For Biagio, the afternoon seems to drag on forever. He meets Cosimo in the mulberry with cake and dried figs, though Cosimo still acts betrayed. Biagio explains that he had to escape the Abbé to meet Cosimo, and Cosimo announces that he never got down. This confuses Biagio, but Cosimo talks about the D’Ondarivas’ garden and refuses to take Biagio there. To test Biagio’s loyalty, Cosimo asks Biagio to procure things like rope, nails, and planks. He insists that he doesn’t care if his parents forgive him—he’s not hiding, but he’s not coming down.
Taunting Biagio that he won’t take him to the D’Ondarivas’ garden also foreshadows the boys’ relationship in the future: though Biagio reads and is no slouch academically, Cosimo is the one who truly looks to the future by essentially becoming a lesser Enlightenment philosopher. His requests for supplies show that he’s planning to remain separated from society, which will allow him to maintain this different perspective on the world.
Baron Arminio calls for the boys and Biagio goes. He tells Cosimo that he’s going to report back on what their father says, but he’s also worried about getting caught with Cosimo. Biagio returns with the news that all is well: the table is set for tea with slices of chocolate cake on their plates. Cosimo ignores this and asks Biagio to fetch him a blanket. At dinner, the family peers outside. They can just see Cosimo’s legs dangling from the oak. The cavalier avvocato makes odd comments in Turkish, and Battista seems perturbed that she’s not the one keeping the family on edge. The Generalessa talks about soldiers keeping watch, which calms her.
Sticking so close to home so that Baron Arminio and the Generalessa can see him is a way for Cosimo to show his parents that he’s stubborn and has some degree of power over them, despite being a child. This somewhat immature view shows that Cosimo is still very much a naïve and stubborn child; he doesn’t yet have the maturity or the experience to rationally defend his choice to take to the trees.
After dinner, the family goes to bed. The Generalessa and Baron Arminio decide to ignore Cosimo in the hope that the cold and discomfort will bring him down.
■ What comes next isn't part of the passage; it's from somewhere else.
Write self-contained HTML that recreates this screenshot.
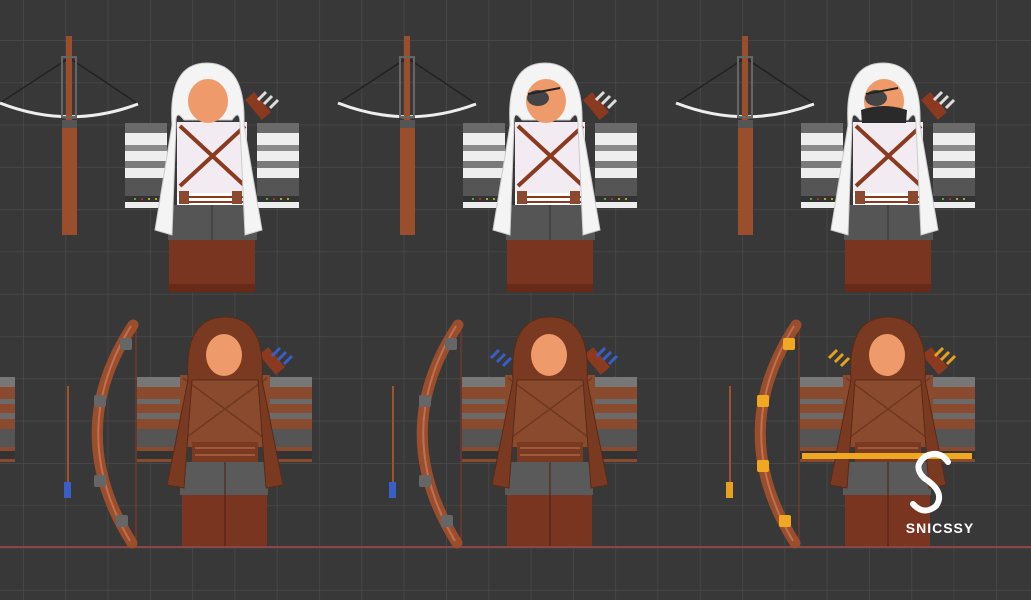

Biagio looks outside and strains his ears to hear the sea. He wonders what it would sound like without walls to muffle it. Biagio doesn’t turn out the candle in his room and feels as though he’s experiencing the joy of being in a warm bed for the first time. He also senses Cosimo’s discomfort outside and falls asleep caught between these two thoughts.
Biagio’s experience of being aware of what it feels like to be in bed for the first time suggests that Cosimo’s choice will have consequences for everyone, and will bring everyone opportunities to gain a new perspective on life. In this sense, Cosimo is already spreading his ideas and his burgeoning personal philosophy.